**Supplied information**
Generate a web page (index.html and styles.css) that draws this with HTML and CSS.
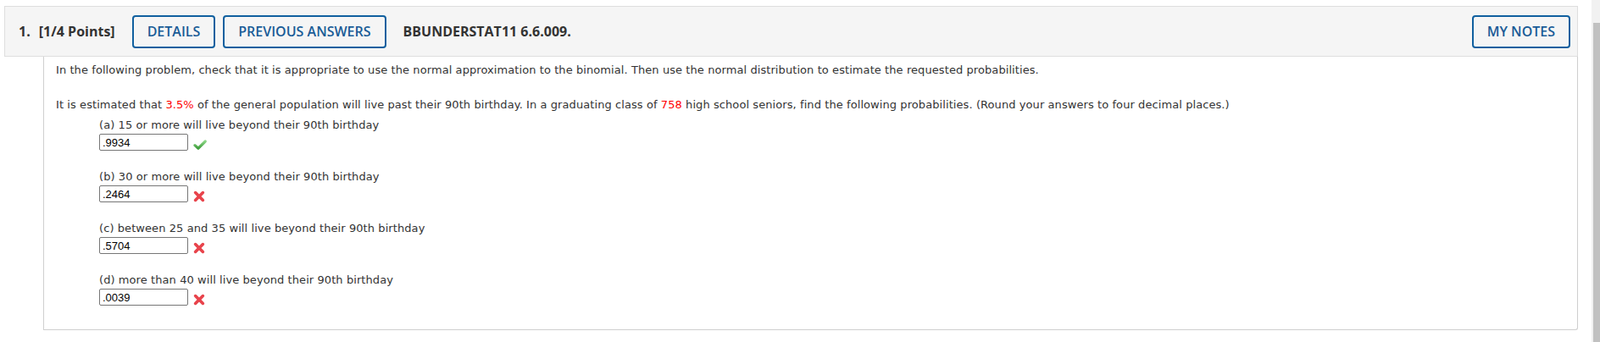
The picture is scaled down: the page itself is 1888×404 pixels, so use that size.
FILE: index.html
```html
<!DOCTYPE html>
<html>
<head>
<meta charset="utf-8">
<link rel="stylesheet" href="styles.css">
</head>
<body>
<div class="page">
  <div class="main">
    <div class="qheader">
      <span class="qnum">1.</span>
      <span class="qpts">[1/4 Points]</span>
      <button class="btn btn-details">DETAILS</button>
      <button class="btn btn-prev">PREVIOUS ANSWERS</button>
      <span class="qref">BBUNDERSTAT11 6.6.009.</span>
      <span class="spacer"></span>
      <button class="btn btn-notes">MY NOTES</button>
    </div>
    <div class="qbody">
      <p class="intro">In the following problem, check that it is appropriate to use the normal approximation to the binomial. Then use the normal distribution to estimate the requested probabilities.</p>
      <p class="stem">It is estimated that <span class="red">3.5%</span> of the general population will live past their 90th birthday. In a graduating class of <span class="red">758</span> high school seniors, find the following probabilities. (Round your answers to four decimal places.)</p>
      <div class="part">
        <div class="plabel">(a) 15 or more will live beyond their 90th birthday</div>
        <div class="prow">
          <input class="ans" type="text" value=".9934">
          <svg class="mark" width="16" height="14" viewBox="0 0 16 14"><defs><linearGradient id="g" x1="0" y1="0" x2="0" y2="1"><stop offset="0" stop-color="#8ad585"/><stop offset="1" stop-color="#3f9e3c"/></linearGradient></defs><path d="M2 7.6 L6 11.2 L14.2 3" stroke="url(#g)" stroke-width="3.2" fill="none" stroke-linecap="round" stroke-linejoin="round"/></svg>
        </div>
      </div>
      <div class="part">
        <div class="plabel">(b) 30 or more will live beyond their 90th birthday</div>
        <div class="prow">
          <input class="ans" type="text" value=".2464">
          <svg class="mark" width="14" height="14" viewBox="0 0 14 14"><path d="M2.6 2.6 L11.4 11.4 M11.4 2.6 L2.6 11.4" stroke="#e8434b" stroke-width="3.6" stroke-linecap="round"/></svg>
        </div>
      </div>
      <div class="part">
        <div class="plabel">(c) between 25 and 35 will live beyond their 90th birthday</div>
        <div class="prow">
          <input class="ans" type="text" value=".5704">
          <svg class="mark" width="14" height="14" viewBox="0 0 14 14"><path d="M2.6 2.6 L11.4 11.4 M11.4 2.6 L2.6 11.4" stroke="#e8434b" stroke-width="3.6" stroke-linecap="round"/></svg>
        </div>
      </div>
      <div class="part">
        <div class="plabel">(d) more than 40 will live beyond their 90th birthday</div>
        <div class="prow">
          <input class="ans" type="text" value=".0039">
          <svg class="mark" width="14" height="14" viewBox="0 0 14 14"><path d="M2.6 2.6 L11.4 11.4 M11.4 2.6 L2.6 11.4" stroke="#e8434b" stroke-width="3.6" stroke-linecap="round"/></svg>
        </div>
      </div>
    </div>
  </div>
  <div class="scrollbar"><div class="thumb"></div></div>
</div>
</body>
</html>
```
FILE: styles.css
```css
* { box-sizing: border-box; }
html, body { margin: 0; padding: 0; background: #fff; }
body { font-family: "DejaVu Sans", Verdana, sans-serif; color: #333; }

.page {
  display: flex;
  justify-content: space-between;
  height: 404px;
  overflow: hidden;
}
.main {
  width: 1862px;
  padding: 7px 0 0 5px;
}
.qheader {
  display: flex;
  align-items: center;
  height: 60px;
  border: 1px solid #dedede;
  background: #f5f5f5;
  padding: 0 8px 0 16px;
  font-family: "Open Sans", sans-serif;
  font-weight: 700;
  font-size: 16px;
  color: #333;
}
.qnum { margin-right: 10px; }
.qpts { margin-right: 20px; }
.btn {
  height: 39px;
  border: 2px solid #10609f;
  border-radius: 4px;
  background: transparent;
  color: #1a5c97;
  font-family: "Open Sans", sans-serif;
  font-weight: 600;
  font-size: 16px;
  padding: 0 16px;
  margin: 0;
}
.btn-details { margin-right: 9px; }
.btn-prev { margin-right: 20px; }
.spacer { flex: 1; }

.qbody {
  margin-left: 46px;
  border: 1px solid #cfcfcf;
  border-top: none;
  border-bottom-right-radius: 3px;
  padding: 6px 14px 7px 14px;
  font-size: 13px;
  line-height: 20px;
  letter-spacing: 0.08px;
}
.qbody p { margin: 0; }
.intro { margin-bottom: 21px !important; }
.stem { margin-bottom: 4px !important; }
.red { color: #f00; }

.part {
  margin-left: 51px;
  margin-bottom: 21px;
}
.plabel { height: 20px; }
.prow {
  display: flex;
  align-items: flex-end;
  height: 20px;
}
.ans {
  width: 105px;
  height: 20px;
  border: 1px solid #767676;
  border-radius: 2px;
  padding: 0 3px;
  font-family: "Liberation Sans", Arial, sans-serif;
  font-size: 13px;
  letter-spacing: 0;
  color: #000;
  background: #fff;
}
.mark { margin-left: 6px; }

.scrollbar {
  width: 10px;
  height: 404px;
  background: #f1f1f1;
  display: flex;
}
.thumb {
  margin: 27px 0 0 2px;
  flex: 1;
  background: #c1c1c1;
}
```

**Goal**
Quote all the lines above exactly as given. Do not include the pictures.

**Result below**
Generate a web page (index.html and styles.css) that draws this with HTML and CSS.
The picture is scaled down: the page itself is 1888×404 pixels, so use that size.
FILE: index.html
```html
<!DOCTYPE html>
<html>
<head>
<meta charset="utf-8">
<link rel="stylesheet" href="styles.css">
</head>
<body>
<div class="page">
  <div class="main">
    <div class="qheader">
      <span class="qnum">1.</span>
      <span class="qpts">[1/4 Points]</span>
      <button class="btn btn-details">DETAILS</button>
      <button class="btn btn-prev">PREVIOUS ANSWERS</button>
      <span class="qref">BBUNDERSTAT11 6.6.009.</span>
      <span class="spacer"></span>
      <button class="btn btn-notes">MY NOTES</button>
    </div>
    <div class="qbody">
      <p class="intro">In the following problem, check that it is appropriate to use the normal approximation to the binomial. Then use the normal distribution to estimate the requested probabilities.</p>
      <p class="stem">It is estimated that <span class="red">3.5%</span> of the general population will live past their 90th birthday. In a graduating class of <span class="red">758</span> high school seniors, find the following probabilities. (Round your answers to four decimal places.)</p>
      <div class="part">
        <div class="plabel">(a) 15 or more will live beyond their 90th birthday</div>
        <div class="prow">
          <input class="ans" type="text" value=".9934">
          <svg class="mark" width="16" height="14" viewBox="0 0 16 14"><defs><linearGradient id="g" x1="0" y1="0" x2="0" y2="1"><stop offset="0" stop-color="#8ad585"/><stop offset="1" stop-color="#3f9e3c"/></linearGradient></defs><path d="M2 7.6 L6 11.2 L14.2 3" stroke="url(#g)" stroke-width="3.2" fill="none" stroke-linecap="round" stroke-linejoin="round"/></svg>
        </div>
      </div>
      <div class="part">
        <div class="plabel">(b) 30 or more will live beyond their 90th birthday</div>
        <div class="prow">
          <input class="ans" type="text" value=".2464">
          <svg class="mark" width="14" height="14" viewBox="0 0 14 14"><path d="M2.6 2.6 L11.4 11.4 M11.4 2.6 L2.6 11.4" stroke="#e8434b" stroke-width="3.6" stroke-linecap="round"/></svg>
        </div>
      </div>
      <div class="part">
        <div class="plabel">(c) between 25 and 35 will live beyond their 90th birthday</div>
        <div class="prow">
          <input class="ans" type="text" value=".5704">
          <svg class="mark" width="14" height="14" viewBox="0 0 14 14"><path d="M2.6 2.6 L11.4 11.4 M11.4 2.6 L2.6 11.4" stroke="#e8434b" stroke-width="3.6" stroke-linecap="round"/></svg>
        </div>
      </div>
      <div class="part">
        <div class="plabel">(d) more than 40 will live beyond their 90th birthday</div>
        <div class="prow">
          <input class="ans" type="text" value=".0039">
          <svg class="mark" width="14" height="14" viewBox="0 0 14 14"><path d="M2.6 2.6 L11.4 11.4 M11.4 2.6 L2.6 11.4" stroke="#e8434b" stroke-width="3.6" stroke-linecap="round"/></svg>
        </div>
      </div>
    </div>
  </div>
  <div class="scrollbar"><div class="thumb"></div></div>
</div>
</body>
</html>
```
FILE: styles.css
```css
* { box-sizing: border-box; }
html, body { margin: 0; padding: 0; background: #fff; }
body { font-family: "DejaVu Sans", Verdana, sans-serif; color: #333; }

.page {
  display: flex;
  justify-content: space-between;
  height: 404px;
  overflow: hidden;
}
.main {
  width: 1862px;
  padding: 7px 0 0 5px;
}
.qheader {
  display: flex;
  align-items: center;
  height: 60px;
  border: 1px solid #dedede;
  background: #f5f5f5;
  padding: 0 8px 0 16px;
  font-family: "Open Sans", sans-serif;
  font-weight: 700;
  font-size: 16px;
  color: #333;
}
.qnum { margin-right: 10px; }
.qpts { margin-right: 20px; }
.btn {
  height: 39px;
  border: 2px solid #10609f;
  border-radius: 4px;
  background: transparent;
  color: #1a5c97;
  font-family: "Open Sans", sans-serif;
  font-weight: 600;
  font-size: 16px;
  padding: 0 16px;
  margin: 0;
}
.btn-details { margin-right: 9px; }
.btn-prev { margin-right: 20px; }
.spacer { flex: 1; }

.qbody {
  margin-left: 46px;
  border: 1px solid #cfcfcf;
  border-top: none;
  border-bottom-right-radius: 3px;
  padding: 6px 14px 7px 14px;
  font-size: 13px;
  line-height: 20px;
  letter-spacing: 0.08px;
}
.qbody p { margin: 0; }
.intro { margin-bottom: 21px !important; }
.stem { margin-bottom: 4px !important; }
.red { color: #f00; }

.part {
  margin-left: 51px;
  margin-bottom: 21px;
}
.plabel { height: 20px; }
.prow {
  display: flex;
  align-items: flex-end;
  height: 20px;
}
.ans {
  width: 105px;
  height: 20px;
  border: 1px solid #767676;
  border-radius: 2px;
  padding: 0 3px;
  font-family: "Liberation Sans", Arial, sans-serif;
  font-size: 13px;
  letter-spacing: 0;
  color: #000;
  background: #fff;
}
.mark { margin-left: 6px; }

.scrollbar {
  width: 10px;
  height: 404px;
  background: #f1f1f1;
  display: flex;
}
.thumb {
  margin: 27px 0 0 2px;
  flex: 1;
  background: #c1c1c1;
}
```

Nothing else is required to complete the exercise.